FreePBX with backup Internet connection

Our FreePBX server is behind a dual WAN peplink router. If WAN1 goes down WAN2 steps in and provides Internet connectivity. Problem is the “externip” value in Asterisk. When the system changes to WAN2 the outside IP address changes and there is no sound on calls. If we manually change the externip IP address to WAN2 everything works ok again.

Is there a reliable way to automate the process? This is (or will be) a production system. Thanks.

You might try it with DNS srv records. Should fix the problem also.

@Skyking. Thanks for the feedback and info. I did read this file previously but it does not resolve my issue. The dyndns client would have to run on the Linux machine not the router or the static IP presented outside will be the router IP not the FreePBX machine.

@James83. I already use SRV records, sip.mydomain.com and sip2.mydomain.com for ports 5060 and registration works great on the client side. I guess I could add another SRV record for http port 80 lookup and that might resolve the issue. Externhost would then be the SRV record. Thanks.

Is something preventing you from running inadyn on your PBX? That way when failover occurs your records will update automatically.

You have need doing this for a long time. You have never setup a system with dynamic DNS?

It also means you have not read the sip Asterisk docs or you would know about externhodt.

Hope this helps.

You have need doing this for a long time. You have never setup a system with dynamic DNS?

It also means you have not read the sip Asterisk docs or you would know about externhodt.

Hope this helps.

Nope. I am using the Distro and we usually use a static IP for the system. I tried setting up a dynamic IP in advanced sip settings but that doesn’t seem to work. The IP is never updated even though sip_general_additional.conf contains the correct settings

externhost=sip.mydomain.net
externrefresh=120

I have ready many Asterisk docs. If you are referring to anything specific could you post a link please or a name I can google?

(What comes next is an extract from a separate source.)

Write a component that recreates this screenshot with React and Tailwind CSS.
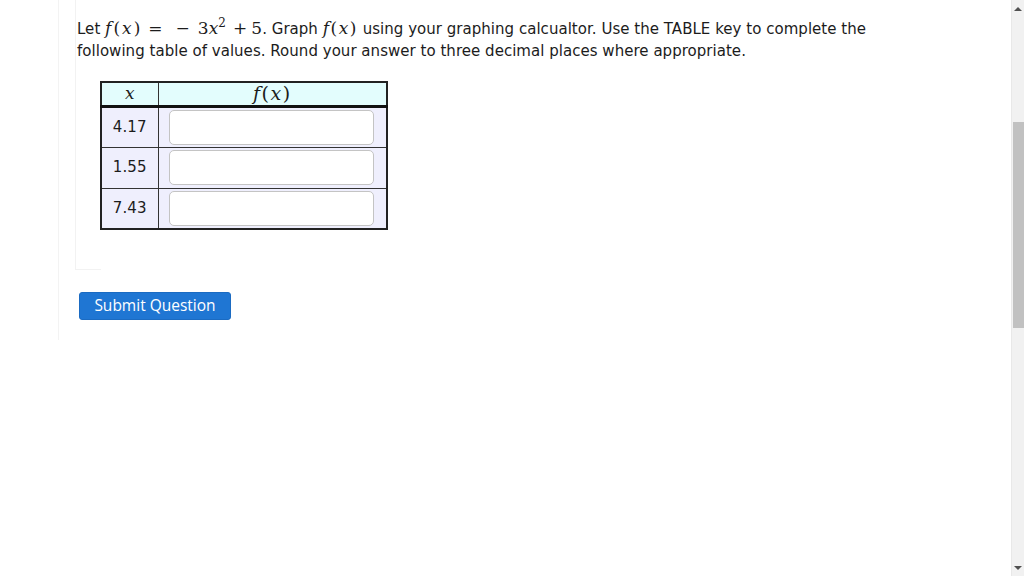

does sip.mydomain.net resolve to your current outside IP? You need to be using a dynamic DNS service.

Docs, the only definitive reference that is updated with the Asterisk builds is the actual Asterisk docs. It never ceases to amaze me that folks install Asterisk and never look at the documentation.

http://www.asterisk.org/doxygen/trunk/Config_sip.html

The key with externhost is it queries the url specified as the argument and uses that value in the externip variable internally. Queries take place at the interval defined in externrefresh.

@James83. Do you have a working system that uses a SRV record as FQDN? I tried setting sip.mydomain.com as externhost (static & dynamic) and calls have no sound. The SRV record points to sip2mydomain.com on port 80 and port 5060.

@dziny. inadyn is another option but I am trying not to use dyndns as this would introduce another point of failure.

perhaps I’m missing something here, unless you are obfuscating deliberately, you should not be using *.mydomain.com or anything that is not publicly resolvable, it might work in your internal network but certainly not from outside.

*.mydomain.com is an example, not the real domain name.

Well truly you can use bgp to resolve correctly for the rest of the world your current IP{ address to an a dns resolvable name , but that needs collusion with all your providers (and a bit of knowledge) , a poorman’s fix is to have ONE dynamic dns client somewhere in the “active” network that authoritatively updates you dynamic address in a unique fashion, then just wait a couple of minutes. (the audio payload is rtp on ports as defined in /etc/rtp.conf)

Thanks for all the great comments. In the end I decided to go with the no-ip.com DUC Linux client for the server and externhost = [email protected].

The server is behind a dual wan router and automatically switches to WAN2 if WAN1 goes down. externhost updates the server IP address at that point (with a slight delay)

On the client side we use SRV records to failover to WAN2 so clients automatically re-register on WAN2 if WAN1 goes down.